This guideline covers treatments for people aged 18 and over with unstable angina (recurring chest pain) or a type of heart attack called non-ST-segment-elevation myocardial infarction (NSTEMI). It aims to ensure that people get treatment quickly. It recommends that as soon as NSTEMI or unstable angina is diagnosed, healthcare professionals assess people for risk of more serious heart problems in the future to guide their treatment.
What is angina and NSTEMI?
The term 'acute coronary syndromes' encompasses a range of conditions from unstable angina to ST-segment-elevation myocardial infarction (STEMI), arising from thrombus formation on an atheromatous plaque. This guideline addresses the early management of unstable angina and non-ST-segment-elevation myocardial infarction (NSTEMI) once a firm diagnosis has been made and before discharge from hospital.
If untreated, the prognosis is poor and mortality high, particularly in people who have had myocardial damage. Appropriate triage, risk assessment and timely use of acute pharmacological or invasive interventions are critical for the prevention of future adverse cardiovascular events (myocardial infarction, stroke, repeat revascularisation or death). The guideline does not cover the management of STEMI or specific complications of unstable angina and NSTEMI such as cardiac arrest or acute heart failure.
You can read the guideline on NICE's website.
Testing for ischaemia
What is the role of ischaemia testing in people after an acute coronary syndrome and what is the comparative efficacy and cost effectiveness of the different non-invasive tests (for example, stress ECG, echocardiography, radionuclide scanning and magnetic resonance imaging)?
Why this is important
An increasing number of non-invasive tests are now available for the investigation of suspected myocardial ischaemia. These tests need different equipment, different clinical expertise, come at different costs and may differ in their ability to detect and quantify myocardial ischaemia. Their place in the routine investigation of patients admitted with unstable angina and NSTEMI (particularly those who have not undergone angiography), as opposed to their selective use, is not clear. Management of unstable angina and NSTEMI would be enhanced if the relative place of these investigations was better understood and an assessment of their cost effectiveness made.
Risk assessment
What is the clinical and cost effectiveness of the systematic use of risk scoring systems (in addition to clinical assessment) for ischaemic outcomes and bleeding complications in the management of unstable angina and NSTEMI (at all levels of risk) compared with clinical assessment alone?
Why this is important
Most risk scoring systems currently predict the likelihood of mortality or ischaemic cardiovascular events at various times after a patient's admission to hospital with an acute coronary syndrome. A number of interventions (such as drugs and revascularisation procedures) have been shown to reduce these adverse outcomes. This effect tends to be greatest in patients at highest risk.
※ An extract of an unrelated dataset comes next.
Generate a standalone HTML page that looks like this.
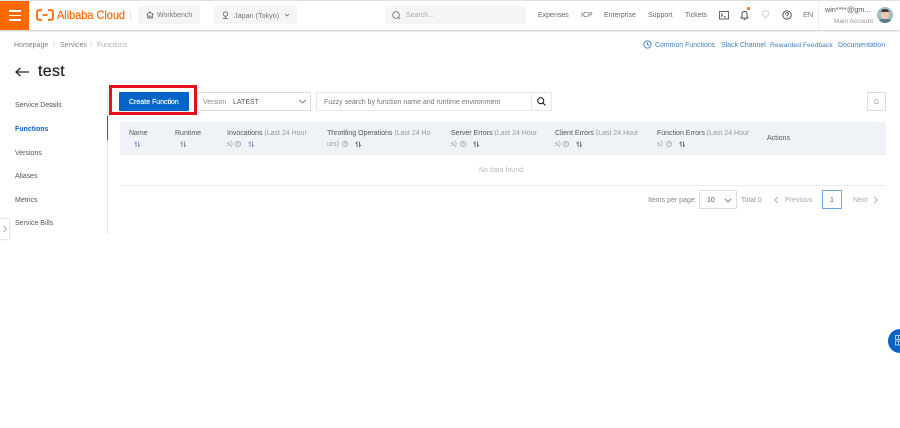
<!DOCTYPE html>
<html><head><meta charset="utf-8">
<style>
html,body{margin:0;padding:0;background:#fff}
body{width:900px;height:428px;overflow:hidden;position:relative;font-family:"Liberation Sans",sans-serif;font-size:7px;color:#555;filter:blur(.2px)}
.t{position:absolute;white-space:nowrap;line-height:10px;margin-top:1px}
.b{position:absolute;box-sizing:border-box}
svg{position:absolute;overflow:visible}
.g{color:#888}.l{color:#3f7fc4}.h{color:#555}.m{color:#999}
</style></head><body>
<div class="b" style="left:0;top:0;width:900px;height:1px;background:#e4e4e4"></div>
<div class="b" style="left:0;top:1px;width:900px;height:29px;background:#fff;box-shadow:0 1px 2px rgba(0,0,0,.22)"></div>
<div class="b" style="left:0;top:1px;width:29px;height:29px;background:#ff6a00"></div>
<div class="b" style="left:9px;top:10px;width:12px;height:1.5px;background:#fff"></div>
<div class="b" style="left:9px;top:14.5px;width:12px;height:1.5px;background:#fff"></div>
<div class="b" style="left:9px;top:19px;width:12px;height:1.5px;background:#fff"></div>
<svg style="left:36px;top:9px" width="18" height="12" viewBox="0 0 18 12" fill="none" stroke="#ff6a00" stroke-width="1.8"><path d="M6 1.2H3Q1 1.2 1 3V9Q1 10.8 3 10.8H6M12 1.2H15Q17 1.2 17 3V9Q17 10.8 15 10.8H12M6.5 6H11.5"/></svg>
<div class="t" style="left:57px;top:8px;margin-top:0;font-size:12px;line-height:14px;color:#ff6a00;-webkit-text-stroke:.2px #ff6a00;transform:scaleX(.91);transform-origin:left top">Alibaba Cloud</div>
<div class="b" style="left:130px;top:10px;width:1px;height:10px;background:#e2e2e2"></div>
<div class="b" style="left:138px;top:6px;width:62px;height:18px;background:#f4f5f6"></div>
<svg style="left:146px;top:11px" width="8" height="8" viewBox="0 0 8 8" fill="none" stroke="#666" stroke-width=".8"><path d="M.5 3.5L4 1L7.500 3.500M1.500 3V7H6.500V3M3 7V5H5V7"/></svg>
<div class="t g" style="left:157px;top:10px;color:#777">Workbench</div>
<div class="b" style="left:214px;top:6px;width:83px;height:18px;background:#f4f5f6"></div>
<svg style="left:222px;top:11px" width="7" height="9" viewBox="0 0 7 9" fill="none" stroke="#666" stroke-width=".8"><circle cx="3.500" cy="3" r="2.200"/><path d="M1 7.500H6M3.500 5.200V7.500"/></svg>
<div class="t g" style="left:234px;top:10px;color:#777;font-size:7.2px">Japan (Tokyo)</div>
<svg style="left:284px;top:13px" width="6" height="4" viewBox="0 0 6 4" fill="none" stroke="#666" stroke-width=".8"><path d="M1 1L3 3L5 1"/></svg>
<div class="b" style="left:385px;top:6px;width:141px;height:18px;background:#f4f5f6"></div>
<svg style="left:392px;top:11px" width="9" height="9" viewBox="0 0 9 9" fill="none" stroke="#777" stroke-width=".9"><circle cx="4" cy="4" r="3.300"/><path d="M6.400 6.400L8 8"/></svg>
<div class="t m" style="left:406px;top:10px;color:#aaa">Search...</div>
<div class="t h" style="left:538px;top:10px;color:#666">Expenses</div>
<div class="t h" style="left:581px;top:10px;color:#666">ICP</div>
<div class="t h" style="left:604px;top:10px;color:#666">Enterprise</div>
<div class="t h" style="left:648px;top:10px;color:#666">Support</div>
<div class="t h" style="left:685px;top:10px;color:#666">Tickets</div>
<svg style="left:719px;top:11px" width="10" height="9" viewBox="0 0 10 9" fill="none" stroke="#555" stroke-width=".9"><rect x=".5" y=".5" width="9" height="7.500"/><path d="M2 2.500L3.500 4L2 5.500M4.500 6H7"/></svg>
<svg style="left:740px;top:10px" width="9" height="10" viewBox="0 0 9 10" fill="none" stroke="#444" stroke-width=".9"><path d="M1 8H8L7 6.500V4Q7 1.500 4.500 1.500Q2 1.500 2 4V6.500ZM3.500 9.500H5.500"/></svg>
<div class="b" style="left:747px;top:7px;width:3px;height:3px;border-radius:50%;background:#ff6a00"></div>
<svg style="left:761px;top:10px" width="9" height="10" viewBox="0 0 9 10" fill="none" stroke="#c6ccd0" stroke-width=".9"><path d="M3.200 7V6.300Q1.300 5.200 1.300 3.600Q1.300 .8 4.500 .8Q7.700 .8 7.700 3.600Q7.700 5.200 5.800 6.300V7ZM3.500 9H5.500"/></svg>
<svg style="left:782px;top:10px" width="10" height="10" viewBox="0 0 10 10" fill="none" stroke="#444" stroke-width=".9"><circle cx="5" cy="5" r="4.200"/><path d="M3.500 4Q3.500 2.700 5 2.700Q6.500 2.700 6.500 3.900Q6.500 4.700 5 5.500V6.300M5 7V7.800"/></svg>
<div class="t g" style="left:803px;top:10px;margin-top:0;color:#777;font-size:7.4px">EN</div>
<div class="b" style="left:818px;top:1px;width:1px;height:29px;background:#eee"></div>
<div class="t" style="left:825px;top:5px;margin-top:0;color:#555;font-size:7.2px">win****@gm...</div>
<div class="t" style="left:834px;top:15.500px;color:#999;font-size:6.500px">Main Account</div>
<div class="b" style="left:877px;top:7px;width:16px;height:16px;border-radius:50%;background:#9fbecb;overflow:hidden">
<div class="b" style="left:4px;top:3px;width:8px;height:9px;border-radius:40%;background:#edc7ad"></div>
<div class="b" style="left:4px;top:2px;width:8px;height:3px;border-radius:3px 3px 0 0;background:#4b372c"></div>
<div class="b" style="left:2px;top:12px;width:12px;height:5px;border-radius:4px;background:#5d7d8f"></div>
</div>

<div class="t" style="left:14px;top:40px;color:#808080">Homepage</div>
<div class="t" style="left:53px;top:40px;color:#c4c4c4">/</div>
<div class="t" style="left:60px;top:40px;color:#808080">Services</div>
<div class="t" style="left:90px;top:40px;color:#c4c4c4">/</div>
<div class="t" style="left:97px;top:40px;color:#b0b0b0">Functions</div>

<svg style="left:643px;top:40px" width="9" height="9" viewBox="0 0 9 9" fill="none" stroke="#2f7dd1" stroke-width=".9"><circle cx="4.500" cy="4.500" r="3.700"/><path d="M4.500 2.300V4.700L6 5.500"/></svg>
<div class="t l" style="left:655px;top:40px;font-size:6.950px">Common Functions</div>
<div class="t l" style="left:721px;top:40px;font-size:6.950px">Slack Channel</div>
<div class="t l" style="left:770px;top:40px;font-size:6.800px">Rewarded Feedback</div>
<div class="t l" style="left:838px;top:40px">Documentation</div>

<svg style="left:15px;top:67px" width="14" height="10" viewBox="0 0 14 10" fill="none" stroke="#222" stroke-width="1.300"><path d="M14 5H1M5.500 .8L1 5L5.500 9.200"/></svg>
<div class="t" style="left:38px;top:63px;margin-top:0;font-size:16px;line-height:18px;color:#222;-webkit-text-stroke:.2px #222;letter-spacing:.3px">test</div>

<div class="b" style="left:107px;top:92px;width:1px;height:142px;background:#e3e3e3"></div>
<div class="b" style="left:107px;top:116px;width:1px;height:24px;background:#1a5fb4"></div>
<div class="t" style="left:15px;top:100px;color:#555">Service Details</div>
<div class="t" style="left:15px;top:124px;color:#0f62c6;font-weight:700">Functions</div>
<div class="t" style="left:15px;top:148px;color:#555">Versions</div>
<div class="t" style="left:15px;top:171px;color:#555">Aliases</div>
<div class="t" style="left:15px;top:195px;color:#555">Metrics</div>
<div class="t" style="left:15px;top:218px;color:#555">Service Bills</div>
<div class="b" style="left:0;top:219px;width:9px;height:20px;background:#fff;box-shadow:0 0 2px rgba(0,0,0,.3)"></div>
<svg style="left:3px;top:225px" width="4" height="8" viewBox="0 0 4 8" fill="none" stroke="#aaa" stroke-width=".9"><path d="M.5 .8L3.500 4L.5 7.200"/></svg>

<div class="b" style="left:119px;top:92px;width:70px;height:19px;background:#0064c8;border-radius:1px"></div>
<div class="t" style="left:129px;top:97px;color:#fff;-webkit-text-stroke:.15px #fff">Create Function</div>
<div class="b" style="left:109px;top:85px;width:88px;height:30px;border:3px solid #e4101f"></div>

<div class="b" style="left:197px;top:92px;width:114px;height:19px;border:1px solid #ddd;border-radius:1px"></div>
<div class="t" style="left:203px;top:97px;color:#888">Version</div>
<div class="t" style="left:233px;top:96.500px;color:#555">LATEST</div>
<svg style="left:298px;top:99px" width="9" height="5" viewBox="0 0 9 5" fill="none" stroke="#777" stroke-width=".9"><path d="M1 .8L4.500 4L8 .8"/></svg>
<div class="b" style="left:316px;top:92px;width:236px;height:19px;border:1px solid #e6e6e6;border-radius:1px"></div>
<div class="b" style="left:531px;top:92px;width:1px;height:19px;background:#e6e6e6"></div>
<div class="t" style="left:324px;top:97px;color:#777">Fuzzy search by function name and runtime environment</div>
<svg style="left:537px;top:97px" width="9" height="9" viewBox="0 0 9 9" fill="none" stroke="#222" stroke-width="1.100"><circle cx="3.700" cy="3.700" r="3"/><path d="M6 6L8.500 8.500"/></svg>
<div class="b" style="left:867px;top:92px;width:19px;height:19px;border:1px solid #ddd"></div>
<svg style="left:874px;top:99px" width="5" height="5" viewBox="0 0 5 5" fill="none" stroke="#aaa" stroke-width=".8"><path d="M4.300 1.500A2.100 2.100 0 1 0 4.600 2.600"/></svg>

<div class="b" style="left:120px;top:122px;width:766px;height:33px;background:#eff2f7;border-bottom:1px solid #e8ebef"></div>
<div class="b" style="left:120px;top:185px;width:766px;height:1px;background:#ececec"></div>

<div class="t h" style="left:129px;top:128px;">Name</div>
<div class="t h" style="left:175px;top:128px">Runtime</div>
<div class="t h" style="left:227px;top:128px">Invocations <span style="color:#999">(Last 24 Hour</span></div>
<div class="t" style="left:227px;top:139px;color:#999">s)</div>
<div class="t h" style="left:327px;top:128px">Throttling Operations <span style="color:#999">(Last 24 Ho</span></div>
<div class="t" style="left:327px;top:139px;color:#999">urs)</div>
<div class="t h" style="left:451px;top:128px">Server Errors <span style="color:#999">(Last 24 Hour</span></div>
<div class="t" style="left:451px;top:139px;color:#999">s)</div>
<div class="t h" style="left:555px;top:128px">Client Errors <span style="color:#999">(Last 24 Hour</span></div>
<div class="t" style="left:555px;top:139px;color:#999">s)</div>
<div class="t h" style="left:657px;top:128px">Function Errors <span style="color:#999">(Last 24 Hour</span></div>
<div class="t" style="left:657px;top:139px;color:#999">s)</div>
<div class="t h" style="left:767px;top:133px">Actions</div>

<svg width="0" height="0"><defs>
<g id="s"><path d="M2 6V1L.5 2.500M4.500 0.500V5.500L6 4" fill="none" stroke-width=".8"/></g>
<g id="q"><circle cx="3" cy="3" r="2.600" fill="none" stroke="#888" stroke-width=".6"/><path d="M2.200 2.500Q2.200 1.700 3 1.700Q3.800 1.700 3.800 2.400Q3.800 2.900 3 3.300V3.800M3 4.200V4.700" fill="none" stroke="#888" stroke-width=".5"/></g>
</defs></svg>
<svg style="left:134px;top:141px" width="7" height="6" stroke="#7d7fc0"><use href="#s"/></svg>
<svg style="left:180px;top:141px" width="7" height="6" stroke="#66809a"><use href="#s"/></svg>
<svg style="left:248px;top:141px" width="7" height="6" stroke="#7d7fc0"><use href="#s"/></svg>
<svg style="left:235px;top:141px" width="6" height="6"><use href="#q"/></svg>
<svg style="left:342px;top:141px" width="6" height="6"><use href="#q"/></svg>
<svg style="left:355px;top:141px" width="7" height="6" stroke="#555"><use href="#s"/></svg>
<svg style="left:460px;top:141px" width="6" height="6"><use href="#q"/></svg>
<svg style="left:473px;top:141px" width="7" height="6" stroke="#555"><use href="#s"/></svg>
<svg style="left:563px;top:141px" width="6" height="6"><use href="#q"/></svg>
<svg style="left:576px;top:141px" width="7" height="6" stroke="#555"><use href="#s"/></svg>
<svg style="left:666px;top:141px" width="6" height="6"><use href="#q"/></svg>
<svg style="left:679px;top:141px" width="7" height="6" stroke="#555"><use href="#s"/></svg>

<div class="t" style="left:479px;top:165px;color:#bbb">No data found.</div>

<div class="t" style="left:648px;top:195px;color:#888">Items per page:</div>
<div class="b" style="left:699px;top:190px;width:38px;height:19px;border:1px solid #ddd;border-radius:1px"></div>
<div class="t" style="left:707px;top:195px;color:#555">10</div>
<svg style="left:724px;top:198px" width="8" height="5" viewBox="0 0 8 5" fill="none" stroke="#777" stroke-width=".9"><path d="M.8 .8L4 4L7.200 .8"/></svg>
<div class="t" style="left:741px;top:195px;color:#999">Total 0</div>
<svg style="left:774px;top:196px" width="5" height="8" viewBox="0 0 5 8" fill="none" stroke="#aaa" stroke-width=".9"><path d="M4 .8L.8 4L4 7.200"/></svg>
<div class="t" style="left:785px;top:195px;color:#aaa">Previous</div>
<div class="b" style="left:822px;top:190px;width:20px;height:19px;border:1px solid #6aa7e8;border-radius:1px"></div>
<div class="t" style="left:830px;top:195px;color:#1a6cc8">1</div>
<div class="t" style="left:853px;top:195px;color:#aaa">Next</div>
<svg style="left:873px;top:196px" width="5" height="8" viewBox="0 0 5 8" fill="none" stroke="#aaa" stroke-width=".9"><path d="M1 .8L4.200 4L1 7.200"/></svg>

<div class="b" style="left:888px;top:329px;width:24px;height:24px;border-radius:50%;background:#0a64c8"></div>
<svg style="left:895px;top:335px" width="6" height="11" viewBox="0 0 6 11" fill="none" stroke="#cfe2f7" stroke-width=".8"><rect x=".5" y=".5" width="6" height="4"/><rect x=".5" y="6" width="6" height="4"/><path d="M3.500 .5V4.500M3.500 6V10"/></svg>
</body></html>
However, as a broad generalisation patients who are at highest ischaemic risk are also those who are at higher risk of bleeding complications associated with the use of multiple antiplatelet and antithrombin agents. There are fewer scoring systems that predict bleeding risk, but we know that bleeding complications are associated with a significantly worse outcome. Using a combination of scoring systems assessing ischaemic and bleeding risk when evaluating data from randomised trials and registries may help to determine where the net clinical benefit (reduction in ischaemic risk minus any increase in bleeding risk) lies.
For patients with unstable angina and NSTEMI (at differing levels of risk), how do clinical outcome data (adverse cardiovascular events and bleeding complications) collected in cardiac registries compare with data derived from randomised clinical trials (RCTs).
Why this is important
Patients recruited to participate in clinical trials are often highly selected; trials tend not to include patients who are very elderly, are at high risk, or have significant comorbidity. On the other hand, good registry data include information on all patients, but are observational and not randomised. Often there is uncertainty about how the outcome data from RCTs can be applied to the much larger unselected population of patients admitted to UK hospitals with unstable angina or NSTEMI. A greater understanding of the differences between RCT and registry populations, and their levels of ischaemic and bleeding risk would help inform future management. Collection of well-validated registry data is essential if conclusions from RCTs are to be applied appropriately to all patients with unstable angina and NSTEMI, not just to patients who are comparable to trial populations.